Recep Bey; en çok önem verdiği İstanbul'da üst üste iki kere Binali Yıldırım kisvesi altında kendisini mağlup ederek siyasi potansiyeli sebebiyle en korktuğu isim konumuna gelen Ekrem İmamoğlu'ndan İstanbul'un alma hayali kuruyor ve bunu herkes biliyor. İstanbul demek Türkiye demek, Türkiye demek rant demek.
Henüz aday olup olmayacağını tam bilmiyoruz fakat Kılıçdaroğlu'nun koltuğu için en büyük tehdit olan İmamoğlu'nun yeniden İstanbul adayı olması Kılıçdaroğlu'nun işine gelir çünkü hukuken bir belediye başkanı istifa etmediği müddetçe parti genel başkanı olamıyor. İmamoğlu; Kılıçdaroğlu kadar Recep Bey için de çok büyük bir siyasi tehdit.

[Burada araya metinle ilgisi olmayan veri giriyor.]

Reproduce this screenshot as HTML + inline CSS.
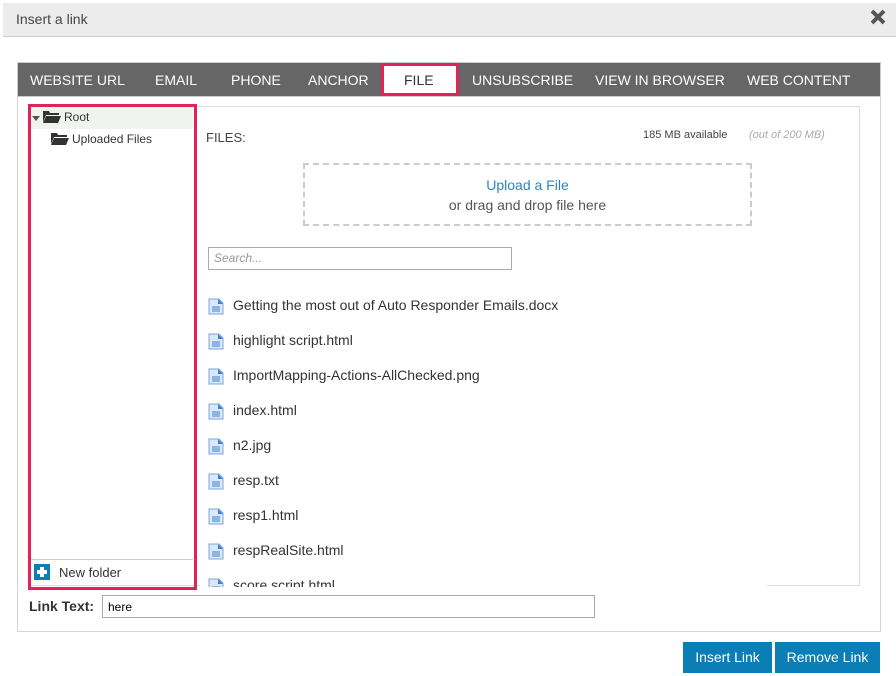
<!DOCTYPE html>
<html><head><style>
*{box-sizing:border-box;margin:0;padding:0}
body{width:896px;height:676px;background:#fff;font-family:"Liberation Sans",sans-serif;position:relative;overflow:hidden;color:#333}
.a{position:absolute}
.hdr{left:3px;top:3px;width:893px;height:34px;background:#ececec;border-bottom:1px solid #ccc}
.tabs{left:17px;top:62px;width:864px;height:35px;background:#666;border:1px solid #ccc}
.tab{position:absolute;top:10px;color:#fff;font-size:14px}
.panel{left:17px;top:62px;width:864px;height:570px;border:1px solid #d4d4d4}
.inner{left:30px;top:106px;width:830px;height:480px;border:1px solid #ddd}
.pink{border:3px solid #e3225c}
.fi{position:absolute;left:208px;font-size:14px;color:#333}
.fi svg{position:absolute;left:0;top:-7px}
.fi span{position:absolute;left:25px;top:-8px;white-space:nowrap}
.btn{background:#0a7eb5;color:#fff;font-size:14px;text-align:center;line-height:31px;top:642px;height:31px}
</style></head><body>
<div class="a hdr"></div>
<div class="a" style="left:16px;top:11px;font-size:14px;color:#444">Insert a link</div>
<svg class="a" style="left:870px;top:9px" width="16" height="16" viewBox="0 0 16 16"><path d="M2 2L14 14M14 2L2 14" stroke="#555" stroke-width="4"/></svg>
<div class="a panel"></div>
<div class="a tabs"></div>
<div class="tab a" style="left:30px;top:72px">WEBSITE URL</div>
<div class="tab a" style="left:155px;top:72px">EMAIL</div>
<div class="tab a" style="left:231px;top:72px">PHONE</div>
<div class="tab a" style="left:308px;top:72px">ANCHOR</div>
<div class="a pink" style="left:381px;top:63px;width:78px;height:33px;background:#fff"></div>
<div class="tab a" style="left:404px;top:72px;color:#333">FILE</div>
<div class="tab a" style="left:472px;top:72px">UNSUBSCRIBE</div>
<div class="tab a" style="left:595px;top:72px">VIEW IN BROWSER</div>
<div class="tab a" style="left:747px;top:72px">WEB CONTENT</div>
<div class="a inner"></div>
<div class="a" style="left:31px;top:107px;width:162px;height:22px;background:#f0f4ee"></div>
<div class="a" style="left:32px;top:116px;width:0;height:0;border-left:4px solid transparent;border-right:4px solid transparent;border-top:5px solid #555"></div>
<svg class="a" style="left:43px;top:110px" width="18" height="13" viewBox="0 0 18 13"><path d="M0 1h6l1 2h9v2H3L0 12z M3 6h15l-3 7H0z" fill="#333"/></svg>
<div class="a" style="left:64px;top:110px;font-size:12px;color:#333">Root</div>
<svg class="a" style="left:51px;top:132px" width="18" height="13" viewBox="0 0 18 13"><path d="M0 1h6l1 2h9v2H3L0 12z M3 6h15l-3 7H0z" fill="#333"/></svg>
<div class="a" style="left:72px;top:132px;font-size:12px;color:#333">Uploaded Files</div>
<div class="a" style="left:31px;top:559px;width:162px;border-top:1px solid #ccc"></div>
<div class="a" style="left:34px;top:564px;width:16px;height:16px;background:#0a7eb5"></div>
<div class="a" style="left:40px;top:567px;width:4px;height:10px;background:#fff"></div>
<div class="a" style="left:37px;top:570px;width:10px;height:4px;background:#fff"></div>
<div class="a" style="left:59px;top:565px;font-size:13px;color:#333">New folder</div>
<div class="a pink" style="left:28px;top:104px;width:169px;height:486px"></div>
<div class="a" style="left:206px;top:130px;font-size:13px;color:#444">FILES:</div>
<div class="a" style="left:643px;top:129px;font-size:11px;color:#444">185 MB available</div>
<div class="a" style="left:749px;top:129px;font-size:11px;color:#aaa;font-style:italic">(out of 200 MB)</div>
<div class="a" style="left:303px;top:163px;width:449px;height:63px;border:2px dashed #ccc"></div>
<div class="a" style="left:303px;top:177px;width:449px;text-align:center;font-size:14px;color:#2a84c5">Upload a File</div>
<div class="a" style="left:303px;top:197px;width:449px;text-align:center;font-size:14px;color:#555">or drag and drop file here</div>
<div class="a" style="left:208px;top:247px;width:304px;height:23px;border:1px solid #aaa;font-size:12px;color:#999;font-style:italic;padding:3px 5px">Search...</div>
<div class="a" style="left:200px;top:290px;width:567px;height:297px;overflow:hidden;background:#fff">
<div style="position:relative;left:-200px;top:-290px">
<div class="fi" style="top:305px"><svg width="16" height="17" viewBox="0 0 16 17"><path d="M1 1h10l4 4v11H1z" fill="#dbe8f8" stroke="#7aa6dd"/><path d="M10 1v5h5" fill="#3b7fd0"/><path d="M4 9h8M4 11h8M4 13h8" stroke="#3b7fd0"/></svg><span>Getting the most out of Auto Responder Emails.docx</span></div>
<div class="fi" style="top:340px"><svg width="16" height="17" viewBox="0 0 16 17"><path d="M1 1h10l4 4v11H1z" fill="#dbe8f8" stroke="#7aa6dd"/><path d="M10 1v5h5" fill="#3b7fd0"/><path d="M4 9h8M4 11h8M4 13h8" stroke="#3b7fd0"/></svg><span>highlight script.html</span></div>
<div class="fi" style="top:375px"><svg width="16" height="17" viewBox="0 0 16 17"><path d="M1 1h10l4 4v11H1z" fill="#dbe8f8" stroke="#7aa6dd"/><path d="M10 1v5h5" fill="#3b7fd0"/><path d="M4 9h8M4 11h8M4 13h8" stroke="#3b7fd0"/></svg><span>ImportMapping-Actions-AllChecked.png</span></div>
<div class="fi" style="top:410px"><svg width="16" height="17" viewBox="0 0 16 17"><path d="M1 1h10l4 4v11H1z" fill="#dbe8f8" stroke="#7aa6dd"/><path d="M10 1v5h5" fill="#3b7fd0"/><path d="M4 9h8M4 11h8M4 13h8" stroke="#3b7fd0"/></svg><span>index.html</span></div>
<div class="fi" style="top:445px"><svg width="16" height="17" viewBox="0 0 16 17"><path d="M1 1h10l4 4v11H1z" fill="#dbe8f8" stroke="#7aa6dd"/><path d="M10 1v5h5" fill="#3b7fd0"/><path d="M4 9h8M4 11h8M4 13h8" stroke="#3b7fd0"/></svg><span>n2.jpg</span></div>
<div class="fi" style="top:480px"><svg width="16" height="17" viewBox="0 0 16 17"><path d="M1 1h10l4 4v11H1z" fill="#dbe8f8" stroke="#7aa6dd"/><path d="M10 1v5h5" fill="#3b7fd0"/><path d="M4 9h8M4 11h8M4 13h8" stroke="#3b7fd0"/></svg><span>resp.txt</span></div>
<div class="fi" style="top:515px"><svg width="16" height="17" viewBox="0 0 16 17"><path d="M1 1h10l4 4v11H1z" fill="#dbe8f8" stroke="#7aa6dd"/><path d="M10 1v5h5" fill="#3b7fd0"/><path d="M4 9h8M4 11h8M4 13h8" stroke="#3b7fd0"/></svg><span>resp1.html</span></div>
<div class="fi" style="top:550px"><svg width="16" height="17" viewBox="0 0 16 17"><path d="M1 1h10l4 4v11H1z" fill="#dbe8f8" stroke="#7aa6dd"/><path d="M10 1v5h5" fill="#3b7fd0"/><path d="M4 9h8M4 11h8M4 13h8" stroke="#3b7fd0"/></svg><span>respRealSite.html</span></div>
<div class="fi" style="top:585px"><svg width="16" height="17" viewBox="0 0 16 17"><path d="M1 1h10l4 4v11H1z" fill="#dbe8f8" stroke="#7aa6dd"/><path d="M10 1v5h5" fill="#3b7fd0"/><path d="M4 9h8M4 11h8M4 13h8" stroke="#3b7fd0"/></svg><span>score script.html</span></div>
</div></div>
<div class="a" style="left:29px;top:598px;font-size:14px;font-weight:bold;color:#333">Link Text:</div>
<div class="a" style="left:102px;top:595px;width:493px;height:23px;border:1px solid #aaa;font-size:12px;padding:4px 5px;color:#000">here</div>
<div class="a btn" style="left:683px;width:89px">Insert Link</div>
<div class="a btn" style="left:775px;width:105px">Remove Link</div>
</body></html>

İstanbul'da İmamoğlu Soylu çekişmesinin sonucu ne olursa olsun en çok Recep Bey'in işine gelir. İhtimaller şöyle ki;
1- Soylu Kazanır İmamoğlu Kaybeder: AKP 5 yıldır sabırsızlıkla beklediği İstanbul'una ve yandaşlar rantlarına kavuşur. Ekrem İmamoğlu'nun siyaseten karizması çizilir ve arkasındaki rüzgarı kaybederek Recep Bey karşısındaki en büyük figürün aldığı darbeyle rahat bir nefes alır.
2- Soylu Kaybeder İmamoğlu Kazanır: Süleyman Soylu siyaseten tamamiyle silinir, milletvekilliği de düşer, damadın önü sonuna kadar açılır. Meclis çoğunluğu sağlanamadığı sürece bir beş sene daha Ekrem İmamoğlu'nun genel başkan olma hayalleri suya düşer. Kim bilir belki de AKP, İstanbul'u kazanmak istiyor gibi görünürken basiretsiz Kılıçdaroğlu yönetimine suni bir başarıyla can suyu verip kendi geleceklerini garantiye almak uğruna İstanbul'u kaybetmek istiyordur. Belki FETÖ gibi bir SÜTÖ davası açılır ve AKP yine yeni yeniden günah çıkararak zeytinyağı gibi üste çıkar.
Belki İstanbul değil, Ankara için de benzer bir senaryo olabilir.